Of course most export documentation these days is online rather than physical and, on average,  only 2% of goods crossing the frontiers of developed countries are inspected according to the World Bank.
What is surprising about this old news trotted out by John Thompson is that

everyone seems to have forgotten the facts and why we fought for Brexit in the first place. I guess two years of Leavers banging our collective heads against the establishment brick wall, a wall built to frustrate our exit from the EU, has caused some memory loss.
It is axiomatic that Brexit will cost some money and will create some disruption but the benefits of Brexit will far outweigh the costs.

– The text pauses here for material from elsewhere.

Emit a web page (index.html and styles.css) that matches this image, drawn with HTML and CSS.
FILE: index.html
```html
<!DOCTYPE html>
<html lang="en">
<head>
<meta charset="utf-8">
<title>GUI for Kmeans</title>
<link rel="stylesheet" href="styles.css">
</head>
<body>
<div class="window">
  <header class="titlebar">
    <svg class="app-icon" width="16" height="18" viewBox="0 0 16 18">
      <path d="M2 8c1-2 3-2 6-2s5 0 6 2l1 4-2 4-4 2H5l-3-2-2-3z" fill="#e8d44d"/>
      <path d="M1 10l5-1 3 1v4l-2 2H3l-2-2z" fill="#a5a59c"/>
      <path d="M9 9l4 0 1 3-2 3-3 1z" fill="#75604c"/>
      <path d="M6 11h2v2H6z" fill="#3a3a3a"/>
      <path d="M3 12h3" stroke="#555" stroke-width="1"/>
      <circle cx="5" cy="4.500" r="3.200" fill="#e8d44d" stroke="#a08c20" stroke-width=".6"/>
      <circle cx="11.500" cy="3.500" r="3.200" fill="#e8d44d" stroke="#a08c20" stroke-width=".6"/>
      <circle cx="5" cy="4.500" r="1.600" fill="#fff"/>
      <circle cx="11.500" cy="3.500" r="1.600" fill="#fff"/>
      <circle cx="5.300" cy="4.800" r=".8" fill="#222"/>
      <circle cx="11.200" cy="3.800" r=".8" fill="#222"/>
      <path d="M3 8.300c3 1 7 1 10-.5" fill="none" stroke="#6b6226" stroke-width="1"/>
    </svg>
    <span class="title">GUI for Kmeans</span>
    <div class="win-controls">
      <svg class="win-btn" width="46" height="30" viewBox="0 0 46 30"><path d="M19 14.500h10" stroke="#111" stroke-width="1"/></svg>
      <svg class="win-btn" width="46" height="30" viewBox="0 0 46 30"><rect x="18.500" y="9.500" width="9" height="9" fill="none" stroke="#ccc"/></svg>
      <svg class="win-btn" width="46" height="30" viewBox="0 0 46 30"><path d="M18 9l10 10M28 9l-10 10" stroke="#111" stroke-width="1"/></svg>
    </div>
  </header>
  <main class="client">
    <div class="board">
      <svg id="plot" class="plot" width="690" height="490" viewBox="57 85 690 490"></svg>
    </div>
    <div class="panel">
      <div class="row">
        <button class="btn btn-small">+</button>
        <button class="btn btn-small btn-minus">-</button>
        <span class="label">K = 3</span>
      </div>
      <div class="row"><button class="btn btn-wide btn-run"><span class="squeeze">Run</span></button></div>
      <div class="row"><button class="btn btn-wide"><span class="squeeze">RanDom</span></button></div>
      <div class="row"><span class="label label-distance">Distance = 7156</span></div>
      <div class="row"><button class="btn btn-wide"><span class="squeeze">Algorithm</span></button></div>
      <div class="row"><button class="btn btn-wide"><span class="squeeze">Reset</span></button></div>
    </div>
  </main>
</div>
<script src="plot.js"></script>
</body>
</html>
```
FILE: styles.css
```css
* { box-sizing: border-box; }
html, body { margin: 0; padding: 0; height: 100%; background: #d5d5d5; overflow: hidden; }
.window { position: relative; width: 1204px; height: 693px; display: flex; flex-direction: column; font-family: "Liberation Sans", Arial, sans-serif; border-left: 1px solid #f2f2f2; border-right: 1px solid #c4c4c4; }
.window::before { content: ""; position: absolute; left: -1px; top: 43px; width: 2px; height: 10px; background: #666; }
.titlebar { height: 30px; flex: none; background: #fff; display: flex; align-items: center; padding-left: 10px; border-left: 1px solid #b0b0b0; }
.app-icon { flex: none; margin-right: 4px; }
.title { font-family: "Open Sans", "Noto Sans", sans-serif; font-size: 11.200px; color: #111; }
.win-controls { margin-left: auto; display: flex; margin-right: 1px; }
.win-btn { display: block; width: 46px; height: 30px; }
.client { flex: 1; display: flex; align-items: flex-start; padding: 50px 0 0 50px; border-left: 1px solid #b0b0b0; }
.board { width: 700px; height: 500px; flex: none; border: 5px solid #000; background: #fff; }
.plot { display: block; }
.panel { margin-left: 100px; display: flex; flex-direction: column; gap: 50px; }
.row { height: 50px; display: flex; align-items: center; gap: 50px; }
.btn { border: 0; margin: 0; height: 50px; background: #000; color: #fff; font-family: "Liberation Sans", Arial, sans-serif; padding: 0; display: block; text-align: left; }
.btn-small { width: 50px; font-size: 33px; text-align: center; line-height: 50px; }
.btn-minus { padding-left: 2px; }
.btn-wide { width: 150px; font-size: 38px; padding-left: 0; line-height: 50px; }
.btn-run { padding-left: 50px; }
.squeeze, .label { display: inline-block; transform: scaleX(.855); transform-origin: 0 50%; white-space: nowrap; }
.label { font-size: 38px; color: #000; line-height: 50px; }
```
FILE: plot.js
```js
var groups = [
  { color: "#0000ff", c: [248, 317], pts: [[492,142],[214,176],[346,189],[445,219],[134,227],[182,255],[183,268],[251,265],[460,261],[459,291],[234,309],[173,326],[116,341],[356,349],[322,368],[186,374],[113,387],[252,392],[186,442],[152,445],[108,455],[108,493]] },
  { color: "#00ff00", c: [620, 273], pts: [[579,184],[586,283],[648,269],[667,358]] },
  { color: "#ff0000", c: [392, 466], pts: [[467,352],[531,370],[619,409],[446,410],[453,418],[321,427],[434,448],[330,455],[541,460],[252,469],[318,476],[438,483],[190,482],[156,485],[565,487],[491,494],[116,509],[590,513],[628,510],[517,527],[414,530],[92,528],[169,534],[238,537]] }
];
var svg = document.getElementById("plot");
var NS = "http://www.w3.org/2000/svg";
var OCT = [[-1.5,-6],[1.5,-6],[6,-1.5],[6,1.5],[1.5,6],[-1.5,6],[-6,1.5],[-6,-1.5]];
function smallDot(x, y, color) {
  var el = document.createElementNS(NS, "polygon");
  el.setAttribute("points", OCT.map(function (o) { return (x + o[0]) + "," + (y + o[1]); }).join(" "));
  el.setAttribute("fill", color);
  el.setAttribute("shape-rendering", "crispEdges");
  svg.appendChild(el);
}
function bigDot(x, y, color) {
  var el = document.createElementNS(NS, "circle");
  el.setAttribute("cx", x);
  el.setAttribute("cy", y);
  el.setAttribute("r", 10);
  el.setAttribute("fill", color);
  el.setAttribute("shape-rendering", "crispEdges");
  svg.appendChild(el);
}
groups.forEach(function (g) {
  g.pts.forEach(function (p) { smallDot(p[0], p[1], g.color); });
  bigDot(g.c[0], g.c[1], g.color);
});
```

The primary reason for Brexit was to take control of our law making and jurisdiction, to control our borders and our money. Thus we will be able,  as a nation, to make choices about such things as which laws we want and have our courts make decisions consistent with the norms and values of our society. We can make choices about how much and what type of immigration we want and what we spend our tax money on. All of these things are facets of “sovereignty”. They are the reasons two thirds of Parliamentary constituencies in the UK voted for Brexit and in order to achieve them we must leave the Single Market, the jurisdiction of the European Court of Justice (ECJ) and the Customs Union, as these are the things that substantially make up and the EU. These matters are primarily not economic and even therefore, if there were a net cost to leaving the EU it would still be worth it and would be far less than our forbears paid in blood and treasure for liberty.

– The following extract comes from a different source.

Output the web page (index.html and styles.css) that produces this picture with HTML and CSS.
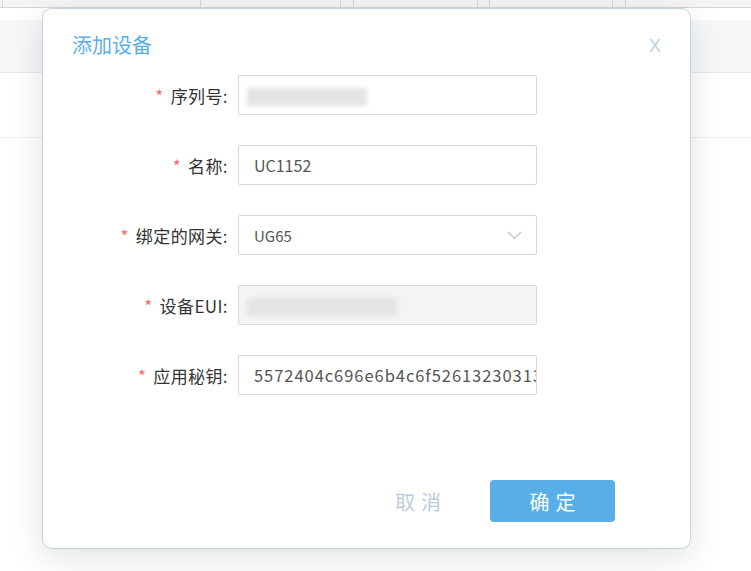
FILE: index.html
```html
<!DOCTYPE html>
<html>

<head>
    <meta charset="utf-8">
    <title>添加设备</title>
    <link rel="stylesheet" href="styles.css">
</head>

<body>
    <div class="page">
        <div class="toolbar">
            <span class="cell" style="width: 3px"></span>
            <span class="cell" style="width: 198px"></span>
            <span class="cell" style="width: 140px"></span>
            <span class="cell" style="width: 13px"></span>
            <span class="cell" style="width: 124px"></span>
            <span class="cell" style="width: 12px"></span>
            <span class="cell" style="width: 123px"></span>
            <span class="cell" style="width: 13px"></span>
            <span class="cell cell-last"></span>
        </div>
        <div class="table-head"></div>
        <div class="table-row"></div>
    </div>

    <div class="dialog">
        <div class="dialog-header">
            <span class="dialog-title">添加设备</span>
            <span class="dialog-close">X</span>
        </div>
        <div class="dialog-body">
            <div class="form-row">
                <label class="form-label"><i>*</i>序列号:</label>
                <div class="form-input">
                    <span class="masked" style="width: 120px"></span>
                </div>
            </div>
            <div class="form-row">
                <label class="form-label"><i>*</i>名称:</label>
                <div class="form-input">UC1152</div>
            </div>
            <div class="form-row">
                <label class="form-label"><i>*</i>绑定的网关:</label>
                <div class="form-input form-select">
                    <span>UG65</span>
                    <svg class="arrow" width="15" height="9" viewBox="0 0 15 9">
                        <path d="M1 1 L7.5 7.5 L14 1" fill="none" stroke="#b9c0c8" stroke-width="1.2" />
                    </svg>
                </div>
            </div>
            <div class="form-row">
                <label class="form-label"><i>*</i>设备EUI:</label>
                <div class="form-input is-disabled">
                    <span class="masked" style="width: 150px"></span>
                </div>
            </div>
            <div class="form-row">
                <label class="form-label"><i>*</i>应用秘钥:</label>
                <div class="form-input form-key">5572404c696e6b4c6f5261323031323</div>
            </div>
        </div>
        <div class="dialog-footer">
            <button class="btn btn-text">取消</button>
            <button class="btn btn-primary">确定</button>
        </div>
    </div>
</body>

</html>
```

FILE: styles.css
```css
* {
    margin: 0;
    padding: 0;
    box-sizing: border-box;
}

body {
    width: 751px;
    height: 571px;
    overflow: hidden;
    background-color: #fff;
    font-family: "Microsoft YaHei", "Noto Sans CJK SC", "Noto Sans", sans-serif;
    color: #333;
    position: relative;
}

/* page behind the dialog */
.toolbar {
    display: flex;
    height: 8px;
    background-color: #f5f5f5;
    border-bottom: 1px solid #cfd6dc;
}

.toolbar .cell {
    height: 7px;
    border-right: 1px solid #d6d6d6;
}

.toolbar .cell-last {
    flex: 1;
    border-right: none;
}

.table-head {
    height: 53px;
    margin-top: 12px;
    background-color: #f6f7f9;
    border-bottom: 1px solid #e6e8eb;
}

.table-row {
    height: 65px;
    border-bottom: 1px solid #eceef0;
}

/* dialog */
.dialog {
    position: absolute;
    left: 42px;
    top: 8px;
    width: 649px;
    height: 541px;
    background-color: #fff;
    border: 1px solid #c3d3df;
    border-radius: 10px;
    box-shadow: 0 8px 34px rgba(0, 0, 0, 0.12);
    display: flex;
    flex-direction: column;
}

.dialog-header {
    display: flex;
    justify-content: space-between;
    align-items: center;
    padding: 17px 29px 0 29px;
    height: 55px;
}

.dialog-title {
    font-size: 20px;
    color: #5aaee8;
    line-height: 28px;
}

.dialog-close {
    font-family: "Liberation Sans", sans-serif;
    font-size: 18px;
    color: #bcd0e0;
    margin-top: 2px;
}

.dialog-body {
    padding-top: 11px;
    display: flex;
    flex-direction: column;
    gap: 30px;
}

.form-row {
    display: flex;
    align-items: center;
    height: 40px;
}

.form-label {
    width: 195px;
    text-align: right;
    padding-right: 10px;
    font-size: 17px;
    letter-spacing: 0.4px;
    color: #333;
}

.form-label i {
    font-style: normal;
    color: #f46e6e;
    margin-right: 7px;
    font-size: 17px;
}

.form-input {
    width: 299px;
    height: 40px;
    border: 1px solid #d6d9dc;
    border-radius: 2px;
    padding: 0 15px;
    display: flex;
    align-items: center;
    font-size: 16px;
    color: #555;
    white-space: nowrap;
    overflow: hidden;
}

.form-input.is-disabled {
    background-color: #f4f4f4;
}

.form-select {
    justify-content: space-between;
    font-size: 15px;
    padding-right: 14px;
}

.form-key {
    font-size: 16.5px;
    letter-spacing: 0.95px;
}

.masked {
    display: block;
    height: 18px;
    margin-left: -7px;
    margin-top: 4px;
    background-color: #e4e4e4;
    filter: blur(2px);
}

.dialog-footer {
    margin-top: auto;
    display: flex;
    justify-content: flex-end;
    align-items: center;
    gap: 43px;
    padding: 0 75px 26px 0;
}

.btn {
    border: none;
    background: none;
    font-family: inherit;
    font-size: 20px;
    letter-spacing: 6px;
    cursor: pointer;
}

.btn-text {
    color: #b9cddc;
}

.btn-primary {
    width: 125px;
    height: 42px;
    background-color: #58aee6;
    color: #fff;
    border-radius: 4px;
    padding-left: 6px;
}
```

Happily however, I have always believed that there would be a considerable economic benefit from leaving the EU, provided the government adopt the correct policies. This requires the government, especially the Chancellor,  to treat leaving the EU not as a damage limitation exercise but as a massive opportunity.
Nonetheless the benefits will far outweigh the costs. This is why the figure trotted out by John Thompson produces a meh! from me.
Firstly, the £20billion figure has clearly been calculated on the back of an envelope and seems high to me. This is because the majority of transactions should be at the lower end of the scale which would make the added costs considerably less than £20 billion. Similarly bearing down on the costs will be the digitisation of the system, eliminating the

last vestiges of paper processes. The centralisation of all customs documentation into one centralised digital provider or network, would also reduce costs still further. This is not currently the case and there are vested interests in keeping a clunky system which must be overridden.
It is also curious that the alternative NCP system (the alternative to Max Fac favoured by Ollie Robbins and allegedly the PM) appears so cheap, after all the monitoring required by such a system would be in the minutiae down to serial number level, a very complex process indeed.
But this also misses the point. The benefit of leaving the CU, is that it will allow the UK to adopt positive economic policies. The NCP system would frustrate this.
Those benefits include the removal of tariffs, either unilaterally or via trade deals, will boost the UK economy by up to 4% of GDP, a whopping £105 billion (with compound growth on top of that), five times the supposed additional cost of customs documentation. There will also be the repatriated net contribution of at least £11 billion and the benefit of better regulation  estimated at between 0.7% and 1.4% of GDP depending on how far and how fast we go, up to another £36 billion. Then we have the repatriation of fisheries and the ability to innovate and invest how we please.
Finally, the proper control of migration will reduce the tax burden of £3500 per annum, in benefits and additional public services, per migrant occupying a low wage job and the likely increase in productivity that will result from this.
All of this has real, practical benefits for the people of Britain, reducing the cost of living as food and consumer goods become cheaper. Increasing wages as productivity improves from cheaper components, a reduction in the unlimited supply of cheap labour and growth in the economy as a whole. A re-balancing towards manufacturing as a competitive currency boosts output and towards fisheries as we take back our fishing grounds. Both these will result in a boost for the regions, the areas strongly supporting Brexit.
John Thompson has previously stated that HMRC stands ready in March 2019 to handle the additional volumes of trade documentation with an enhanced system. It is now in the gift of the government to accelerate the pace of our leaving and crystallise the benefits of Brexit and to prepare to hold on to the £39 billion allocated as a withdrawal payment.
Brexit must be embraced as an opportunity rather than being seen  by the dullards in Whitehall and Westminster as a damage limitation exercise.  In order to avoid our current direction of travel of having to foot the costs and postpone or forego the benefits, our best hope now is that we leave in 2019, adopt WTO terms of trade and seek a conventional free trade arrangement. Only then should we hand over £39 billion.